===== DATASET EXTRACT

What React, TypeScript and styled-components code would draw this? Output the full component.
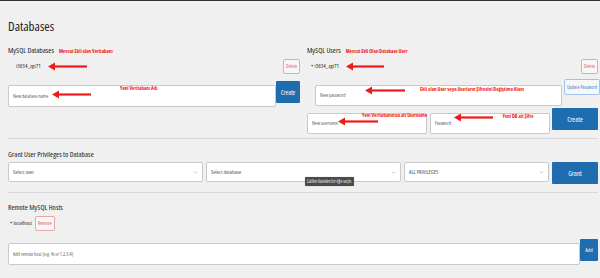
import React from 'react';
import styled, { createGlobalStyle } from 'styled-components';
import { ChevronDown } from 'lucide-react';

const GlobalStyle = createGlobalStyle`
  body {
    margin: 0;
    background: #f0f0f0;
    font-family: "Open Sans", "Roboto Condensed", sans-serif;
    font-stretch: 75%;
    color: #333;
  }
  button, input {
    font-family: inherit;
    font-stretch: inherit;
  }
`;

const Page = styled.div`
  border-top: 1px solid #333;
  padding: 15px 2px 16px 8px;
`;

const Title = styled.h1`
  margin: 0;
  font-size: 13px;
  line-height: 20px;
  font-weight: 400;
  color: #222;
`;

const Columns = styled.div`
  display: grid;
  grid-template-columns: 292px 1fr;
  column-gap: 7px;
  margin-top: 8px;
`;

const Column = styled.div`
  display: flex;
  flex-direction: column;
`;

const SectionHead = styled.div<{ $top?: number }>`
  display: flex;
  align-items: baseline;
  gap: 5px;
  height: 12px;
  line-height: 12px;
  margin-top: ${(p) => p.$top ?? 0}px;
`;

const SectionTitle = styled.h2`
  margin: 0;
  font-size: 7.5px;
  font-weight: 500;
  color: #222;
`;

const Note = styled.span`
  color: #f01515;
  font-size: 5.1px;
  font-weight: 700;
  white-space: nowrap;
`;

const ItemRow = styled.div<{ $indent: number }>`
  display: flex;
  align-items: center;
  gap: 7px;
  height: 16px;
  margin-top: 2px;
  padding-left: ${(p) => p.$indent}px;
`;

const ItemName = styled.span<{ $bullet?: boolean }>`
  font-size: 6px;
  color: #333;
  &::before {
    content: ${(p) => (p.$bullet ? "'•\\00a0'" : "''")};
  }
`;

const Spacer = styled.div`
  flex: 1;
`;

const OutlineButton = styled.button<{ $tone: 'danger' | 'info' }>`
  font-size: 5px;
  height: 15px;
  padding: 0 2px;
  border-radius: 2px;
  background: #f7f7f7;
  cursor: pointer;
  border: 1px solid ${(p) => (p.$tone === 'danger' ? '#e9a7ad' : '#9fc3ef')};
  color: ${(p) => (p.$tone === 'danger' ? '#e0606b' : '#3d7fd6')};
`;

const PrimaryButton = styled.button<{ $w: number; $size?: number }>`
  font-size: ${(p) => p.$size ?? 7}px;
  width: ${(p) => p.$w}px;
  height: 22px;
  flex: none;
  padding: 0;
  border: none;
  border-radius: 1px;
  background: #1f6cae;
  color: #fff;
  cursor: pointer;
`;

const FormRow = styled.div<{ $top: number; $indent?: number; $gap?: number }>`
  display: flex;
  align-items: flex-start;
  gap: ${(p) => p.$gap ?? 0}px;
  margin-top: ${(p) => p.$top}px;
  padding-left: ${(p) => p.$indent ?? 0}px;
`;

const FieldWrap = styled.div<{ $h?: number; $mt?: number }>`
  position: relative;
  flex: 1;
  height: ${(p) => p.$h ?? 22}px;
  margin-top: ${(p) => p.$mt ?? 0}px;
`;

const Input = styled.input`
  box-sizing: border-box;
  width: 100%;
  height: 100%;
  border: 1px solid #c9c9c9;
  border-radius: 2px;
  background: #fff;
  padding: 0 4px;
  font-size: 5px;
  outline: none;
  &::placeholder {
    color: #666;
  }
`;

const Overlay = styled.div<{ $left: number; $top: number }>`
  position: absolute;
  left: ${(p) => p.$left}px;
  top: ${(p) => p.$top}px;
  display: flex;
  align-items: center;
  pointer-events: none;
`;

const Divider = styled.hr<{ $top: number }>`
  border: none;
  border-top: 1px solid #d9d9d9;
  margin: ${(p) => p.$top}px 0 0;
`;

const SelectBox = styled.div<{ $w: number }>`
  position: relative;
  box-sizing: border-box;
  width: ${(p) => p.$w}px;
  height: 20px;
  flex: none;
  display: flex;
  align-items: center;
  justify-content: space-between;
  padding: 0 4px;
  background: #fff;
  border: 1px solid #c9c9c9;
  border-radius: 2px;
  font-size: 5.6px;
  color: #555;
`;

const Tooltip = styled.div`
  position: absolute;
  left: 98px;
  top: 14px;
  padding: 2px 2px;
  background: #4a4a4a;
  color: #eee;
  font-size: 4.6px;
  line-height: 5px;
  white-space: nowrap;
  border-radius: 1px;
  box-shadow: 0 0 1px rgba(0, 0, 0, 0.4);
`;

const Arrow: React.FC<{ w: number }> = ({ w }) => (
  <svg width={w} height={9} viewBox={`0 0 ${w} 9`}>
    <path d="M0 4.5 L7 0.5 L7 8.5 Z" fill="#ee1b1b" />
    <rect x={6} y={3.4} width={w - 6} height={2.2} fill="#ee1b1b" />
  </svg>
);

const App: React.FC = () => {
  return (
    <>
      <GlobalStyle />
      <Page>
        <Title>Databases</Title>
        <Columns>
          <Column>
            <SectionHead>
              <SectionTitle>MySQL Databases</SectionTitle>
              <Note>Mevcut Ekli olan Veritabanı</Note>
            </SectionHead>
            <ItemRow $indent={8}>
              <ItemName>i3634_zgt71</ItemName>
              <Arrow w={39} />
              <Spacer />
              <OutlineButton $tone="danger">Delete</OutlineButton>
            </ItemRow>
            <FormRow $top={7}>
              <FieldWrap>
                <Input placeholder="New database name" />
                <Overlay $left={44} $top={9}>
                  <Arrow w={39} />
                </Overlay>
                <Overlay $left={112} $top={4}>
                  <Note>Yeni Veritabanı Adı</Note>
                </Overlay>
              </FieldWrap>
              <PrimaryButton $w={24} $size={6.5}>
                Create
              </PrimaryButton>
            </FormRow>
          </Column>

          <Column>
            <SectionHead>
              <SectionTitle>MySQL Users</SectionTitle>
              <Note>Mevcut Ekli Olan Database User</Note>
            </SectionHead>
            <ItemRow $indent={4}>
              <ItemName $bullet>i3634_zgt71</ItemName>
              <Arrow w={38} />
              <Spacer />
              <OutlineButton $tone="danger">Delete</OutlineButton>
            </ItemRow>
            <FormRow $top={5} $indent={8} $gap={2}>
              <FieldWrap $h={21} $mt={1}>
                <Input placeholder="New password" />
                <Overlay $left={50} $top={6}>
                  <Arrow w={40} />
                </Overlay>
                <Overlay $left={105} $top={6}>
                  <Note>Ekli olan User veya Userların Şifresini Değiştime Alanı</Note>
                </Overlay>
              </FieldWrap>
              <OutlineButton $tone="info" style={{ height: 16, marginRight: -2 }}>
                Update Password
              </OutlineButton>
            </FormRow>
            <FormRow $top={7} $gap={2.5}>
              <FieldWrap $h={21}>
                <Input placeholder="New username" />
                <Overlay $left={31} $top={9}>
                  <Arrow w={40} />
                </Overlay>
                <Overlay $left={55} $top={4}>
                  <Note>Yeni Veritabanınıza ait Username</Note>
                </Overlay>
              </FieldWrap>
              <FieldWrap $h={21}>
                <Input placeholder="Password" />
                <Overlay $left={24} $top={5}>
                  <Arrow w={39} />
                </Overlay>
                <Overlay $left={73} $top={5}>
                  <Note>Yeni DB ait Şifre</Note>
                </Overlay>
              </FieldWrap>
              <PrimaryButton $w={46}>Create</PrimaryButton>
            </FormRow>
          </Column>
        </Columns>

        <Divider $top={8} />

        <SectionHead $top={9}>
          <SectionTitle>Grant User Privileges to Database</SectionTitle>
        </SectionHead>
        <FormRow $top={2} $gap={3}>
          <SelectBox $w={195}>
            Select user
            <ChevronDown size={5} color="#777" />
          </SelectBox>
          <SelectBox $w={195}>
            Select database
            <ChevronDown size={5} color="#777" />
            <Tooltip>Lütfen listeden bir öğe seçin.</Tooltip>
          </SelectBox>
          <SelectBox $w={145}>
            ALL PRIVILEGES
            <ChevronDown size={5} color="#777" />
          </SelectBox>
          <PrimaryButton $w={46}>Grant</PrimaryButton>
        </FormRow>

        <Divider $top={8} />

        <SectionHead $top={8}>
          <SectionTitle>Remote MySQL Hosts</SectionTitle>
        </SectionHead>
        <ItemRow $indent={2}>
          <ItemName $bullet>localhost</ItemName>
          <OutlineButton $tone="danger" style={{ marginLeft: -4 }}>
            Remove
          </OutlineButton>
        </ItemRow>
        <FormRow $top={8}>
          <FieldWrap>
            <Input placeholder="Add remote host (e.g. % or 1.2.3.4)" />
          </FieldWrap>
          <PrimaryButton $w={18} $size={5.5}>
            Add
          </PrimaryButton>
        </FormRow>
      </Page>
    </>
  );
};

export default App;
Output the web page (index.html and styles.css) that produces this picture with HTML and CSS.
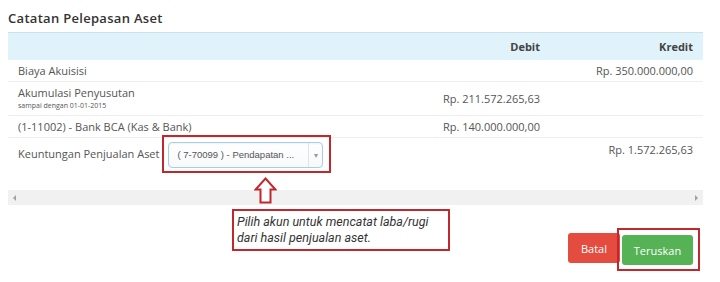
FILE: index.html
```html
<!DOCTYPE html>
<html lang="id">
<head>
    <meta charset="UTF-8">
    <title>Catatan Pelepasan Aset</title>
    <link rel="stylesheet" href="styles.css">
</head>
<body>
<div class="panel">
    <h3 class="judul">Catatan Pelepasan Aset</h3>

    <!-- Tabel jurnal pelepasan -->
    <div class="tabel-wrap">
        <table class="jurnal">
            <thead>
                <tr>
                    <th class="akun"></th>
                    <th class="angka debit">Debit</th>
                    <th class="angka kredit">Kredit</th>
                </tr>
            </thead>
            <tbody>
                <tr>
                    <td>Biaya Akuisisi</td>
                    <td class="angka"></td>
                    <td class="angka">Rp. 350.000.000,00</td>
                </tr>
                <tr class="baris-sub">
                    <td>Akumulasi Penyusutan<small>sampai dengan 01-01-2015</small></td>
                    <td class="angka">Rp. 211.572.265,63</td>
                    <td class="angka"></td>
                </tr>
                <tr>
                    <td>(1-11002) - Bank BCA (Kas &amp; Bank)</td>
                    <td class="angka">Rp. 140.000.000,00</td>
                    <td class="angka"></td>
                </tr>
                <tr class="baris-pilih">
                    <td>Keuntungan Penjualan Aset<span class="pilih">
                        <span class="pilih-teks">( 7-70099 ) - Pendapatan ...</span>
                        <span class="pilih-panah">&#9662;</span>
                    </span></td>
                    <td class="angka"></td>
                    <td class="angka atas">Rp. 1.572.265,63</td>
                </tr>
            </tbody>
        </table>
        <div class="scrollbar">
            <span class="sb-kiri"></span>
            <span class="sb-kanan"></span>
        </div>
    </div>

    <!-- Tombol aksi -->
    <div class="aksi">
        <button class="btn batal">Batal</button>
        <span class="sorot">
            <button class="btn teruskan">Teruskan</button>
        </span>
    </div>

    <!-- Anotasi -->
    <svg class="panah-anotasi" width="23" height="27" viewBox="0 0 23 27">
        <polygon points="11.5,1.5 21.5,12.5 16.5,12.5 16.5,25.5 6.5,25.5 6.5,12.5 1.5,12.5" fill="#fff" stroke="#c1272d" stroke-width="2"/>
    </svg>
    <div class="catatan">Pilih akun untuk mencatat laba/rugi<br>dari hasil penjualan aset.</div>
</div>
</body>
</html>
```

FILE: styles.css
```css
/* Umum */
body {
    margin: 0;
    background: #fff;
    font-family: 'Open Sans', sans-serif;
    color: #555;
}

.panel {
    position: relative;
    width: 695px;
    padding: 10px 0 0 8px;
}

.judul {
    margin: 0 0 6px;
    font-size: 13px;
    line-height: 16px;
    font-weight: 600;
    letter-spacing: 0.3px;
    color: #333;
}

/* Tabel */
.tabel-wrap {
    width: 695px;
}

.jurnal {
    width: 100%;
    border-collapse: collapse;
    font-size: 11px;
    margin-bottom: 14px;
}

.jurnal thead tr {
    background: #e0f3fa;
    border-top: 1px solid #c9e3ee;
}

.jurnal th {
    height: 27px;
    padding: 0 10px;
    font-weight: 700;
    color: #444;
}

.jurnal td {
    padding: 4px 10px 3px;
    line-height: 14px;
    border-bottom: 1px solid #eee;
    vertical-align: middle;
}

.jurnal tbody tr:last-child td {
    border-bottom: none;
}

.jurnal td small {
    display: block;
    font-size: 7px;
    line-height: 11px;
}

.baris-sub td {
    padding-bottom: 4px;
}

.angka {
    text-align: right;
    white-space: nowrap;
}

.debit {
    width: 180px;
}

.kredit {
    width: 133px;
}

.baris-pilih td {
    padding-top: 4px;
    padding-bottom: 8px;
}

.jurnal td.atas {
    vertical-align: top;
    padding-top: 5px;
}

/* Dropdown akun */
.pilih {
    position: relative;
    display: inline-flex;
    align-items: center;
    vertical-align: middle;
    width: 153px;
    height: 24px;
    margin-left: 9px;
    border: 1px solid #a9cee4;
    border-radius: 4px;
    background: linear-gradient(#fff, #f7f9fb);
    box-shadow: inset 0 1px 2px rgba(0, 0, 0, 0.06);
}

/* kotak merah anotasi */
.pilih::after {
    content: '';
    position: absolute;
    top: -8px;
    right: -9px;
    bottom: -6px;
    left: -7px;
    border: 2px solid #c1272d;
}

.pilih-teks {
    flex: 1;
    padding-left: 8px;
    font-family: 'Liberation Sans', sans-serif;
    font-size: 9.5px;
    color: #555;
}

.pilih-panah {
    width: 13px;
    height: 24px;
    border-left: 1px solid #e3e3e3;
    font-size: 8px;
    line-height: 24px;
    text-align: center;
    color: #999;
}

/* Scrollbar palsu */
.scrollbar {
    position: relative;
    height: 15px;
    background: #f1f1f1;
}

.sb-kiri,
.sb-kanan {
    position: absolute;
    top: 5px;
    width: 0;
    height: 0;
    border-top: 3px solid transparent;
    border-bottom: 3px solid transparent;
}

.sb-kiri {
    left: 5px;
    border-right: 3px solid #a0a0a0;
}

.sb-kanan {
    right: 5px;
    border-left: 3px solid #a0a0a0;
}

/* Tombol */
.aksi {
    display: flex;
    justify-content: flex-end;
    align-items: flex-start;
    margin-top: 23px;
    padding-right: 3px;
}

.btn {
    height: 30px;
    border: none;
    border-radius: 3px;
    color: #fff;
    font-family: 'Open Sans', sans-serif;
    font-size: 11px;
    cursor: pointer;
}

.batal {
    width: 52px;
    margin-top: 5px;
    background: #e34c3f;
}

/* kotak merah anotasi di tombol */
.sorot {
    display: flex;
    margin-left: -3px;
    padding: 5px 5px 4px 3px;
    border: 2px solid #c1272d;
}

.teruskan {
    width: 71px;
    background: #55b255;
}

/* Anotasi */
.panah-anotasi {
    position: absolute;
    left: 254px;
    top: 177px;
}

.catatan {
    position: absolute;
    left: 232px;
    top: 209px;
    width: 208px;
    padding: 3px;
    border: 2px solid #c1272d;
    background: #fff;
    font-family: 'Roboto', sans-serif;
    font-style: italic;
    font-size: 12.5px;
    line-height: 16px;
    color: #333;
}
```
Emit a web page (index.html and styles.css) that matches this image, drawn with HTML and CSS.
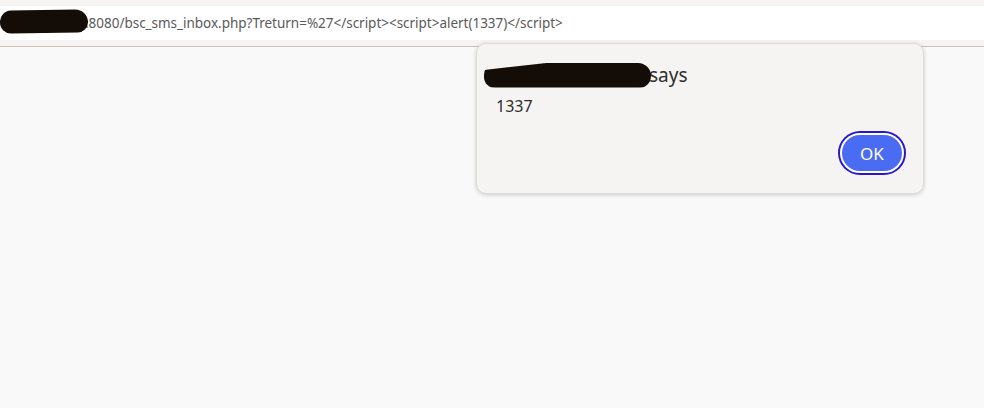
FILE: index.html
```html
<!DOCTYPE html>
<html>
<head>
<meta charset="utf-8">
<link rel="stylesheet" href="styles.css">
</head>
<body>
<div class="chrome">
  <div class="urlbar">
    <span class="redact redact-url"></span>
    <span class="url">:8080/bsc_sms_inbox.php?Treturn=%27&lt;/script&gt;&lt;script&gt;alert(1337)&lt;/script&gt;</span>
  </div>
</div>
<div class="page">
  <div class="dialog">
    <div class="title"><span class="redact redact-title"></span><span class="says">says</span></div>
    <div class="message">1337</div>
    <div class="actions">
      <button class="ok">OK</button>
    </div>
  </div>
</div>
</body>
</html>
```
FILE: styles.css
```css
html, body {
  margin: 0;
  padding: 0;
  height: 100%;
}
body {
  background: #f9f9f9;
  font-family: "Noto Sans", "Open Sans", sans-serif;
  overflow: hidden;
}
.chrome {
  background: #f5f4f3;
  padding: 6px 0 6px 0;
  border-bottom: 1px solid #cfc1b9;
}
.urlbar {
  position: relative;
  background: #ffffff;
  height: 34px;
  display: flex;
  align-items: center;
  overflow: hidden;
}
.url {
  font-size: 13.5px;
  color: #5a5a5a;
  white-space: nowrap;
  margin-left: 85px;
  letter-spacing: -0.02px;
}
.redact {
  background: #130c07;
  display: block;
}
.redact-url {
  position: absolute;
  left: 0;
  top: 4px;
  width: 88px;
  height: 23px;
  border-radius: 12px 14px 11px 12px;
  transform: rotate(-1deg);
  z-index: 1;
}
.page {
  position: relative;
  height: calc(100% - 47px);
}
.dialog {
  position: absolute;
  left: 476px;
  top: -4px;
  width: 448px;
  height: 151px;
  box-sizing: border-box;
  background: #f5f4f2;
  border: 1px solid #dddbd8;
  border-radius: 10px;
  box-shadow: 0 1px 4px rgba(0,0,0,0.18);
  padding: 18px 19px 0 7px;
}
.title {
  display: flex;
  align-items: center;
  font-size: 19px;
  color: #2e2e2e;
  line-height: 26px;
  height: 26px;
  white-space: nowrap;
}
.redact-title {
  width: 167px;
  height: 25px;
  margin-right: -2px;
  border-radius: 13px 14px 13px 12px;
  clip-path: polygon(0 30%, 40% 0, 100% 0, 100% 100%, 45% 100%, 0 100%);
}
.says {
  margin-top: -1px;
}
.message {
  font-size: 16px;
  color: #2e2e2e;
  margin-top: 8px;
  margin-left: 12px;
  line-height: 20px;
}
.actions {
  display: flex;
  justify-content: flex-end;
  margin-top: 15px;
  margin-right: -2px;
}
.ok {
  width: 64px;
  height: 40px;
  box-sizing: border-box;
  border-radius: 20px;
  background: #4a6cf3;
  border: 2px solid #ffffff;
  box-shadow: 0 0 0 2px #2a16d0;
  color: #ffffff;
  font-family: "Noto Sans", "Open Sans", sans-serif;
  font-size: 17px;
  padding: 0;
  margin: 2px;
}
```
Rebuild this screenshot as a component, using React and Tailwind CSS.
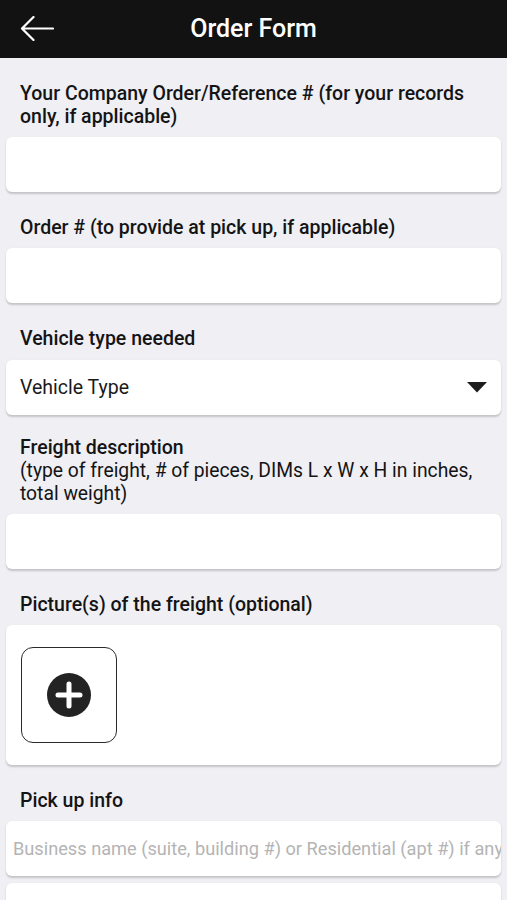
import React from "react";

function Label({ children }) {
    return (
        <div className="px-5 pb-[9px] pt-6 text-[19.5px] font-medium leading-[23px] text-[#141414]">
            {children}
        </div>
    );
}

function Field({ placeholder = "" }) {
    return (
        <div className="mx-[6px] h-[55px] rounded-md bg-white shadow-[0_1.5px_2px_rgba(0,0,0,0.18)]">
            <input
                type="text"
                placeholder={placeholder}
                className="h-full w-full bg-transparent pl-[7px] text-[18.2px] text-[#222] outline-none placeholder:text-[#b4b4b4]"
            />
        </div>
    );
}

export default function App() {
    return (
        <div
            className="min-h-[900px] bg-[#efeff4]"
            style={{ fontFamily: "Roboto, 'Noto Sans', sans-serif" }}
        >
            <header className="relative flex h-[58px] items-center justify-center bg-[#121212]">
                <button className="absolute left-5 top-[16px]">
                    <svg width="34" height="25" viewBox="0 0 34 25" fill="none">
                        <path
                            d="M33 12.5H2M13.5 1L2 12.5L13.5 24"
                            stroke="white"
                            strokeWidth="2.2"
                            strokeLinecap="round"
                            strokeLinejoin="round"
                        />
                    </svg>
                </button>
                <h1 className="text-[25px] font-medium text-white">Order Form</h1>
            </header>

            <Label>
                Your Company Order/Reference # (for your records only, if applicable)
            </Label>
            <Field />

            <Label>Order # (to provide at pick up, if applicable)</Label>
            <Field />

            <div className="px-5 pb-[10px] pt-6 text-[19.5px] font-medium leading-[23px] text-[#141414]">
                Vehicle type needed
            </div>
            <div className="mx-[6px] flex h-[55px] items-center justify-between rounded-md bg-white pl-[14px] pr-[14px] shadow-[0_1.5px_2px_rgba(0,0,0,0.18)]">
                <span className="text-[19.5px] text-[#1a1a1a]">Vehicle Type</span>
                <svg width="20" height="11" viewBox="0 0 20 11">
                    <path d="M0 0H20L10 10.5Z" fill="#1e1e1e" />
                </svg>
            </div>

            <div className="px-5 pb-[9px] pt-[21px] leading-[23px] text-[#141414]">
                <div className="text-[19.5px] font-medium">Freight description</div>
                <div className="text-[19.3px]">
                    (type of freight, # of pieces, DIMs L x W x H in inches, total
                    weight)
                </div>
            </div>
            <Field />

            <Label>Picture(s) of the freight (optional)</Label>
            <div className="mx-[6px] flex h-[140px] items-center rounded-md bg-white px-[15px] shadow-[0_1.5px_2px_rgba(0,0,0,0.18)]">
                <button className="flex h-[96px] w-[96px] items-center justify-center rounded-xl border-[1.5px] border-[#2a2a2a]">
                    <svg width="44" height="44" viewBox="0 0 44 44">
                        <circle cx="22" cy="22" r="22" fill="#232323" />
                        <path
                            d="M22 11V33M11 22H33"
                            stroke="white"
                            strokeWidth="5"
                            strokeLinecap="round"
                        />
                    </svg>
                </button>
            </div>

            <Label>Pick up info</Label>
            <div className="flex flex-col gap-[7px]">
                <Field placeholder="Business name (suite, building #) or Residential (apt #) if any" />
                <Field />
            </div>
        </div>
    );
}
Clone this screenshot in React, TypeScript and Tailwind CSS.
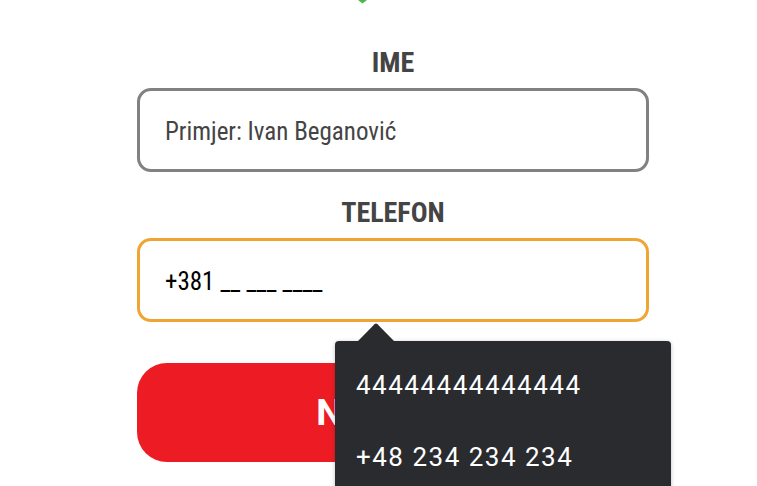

==========

**PROBLEM STATEMENT**
Give nothing but the number of lines containing the string "that".

**FULL SOLUTION**
2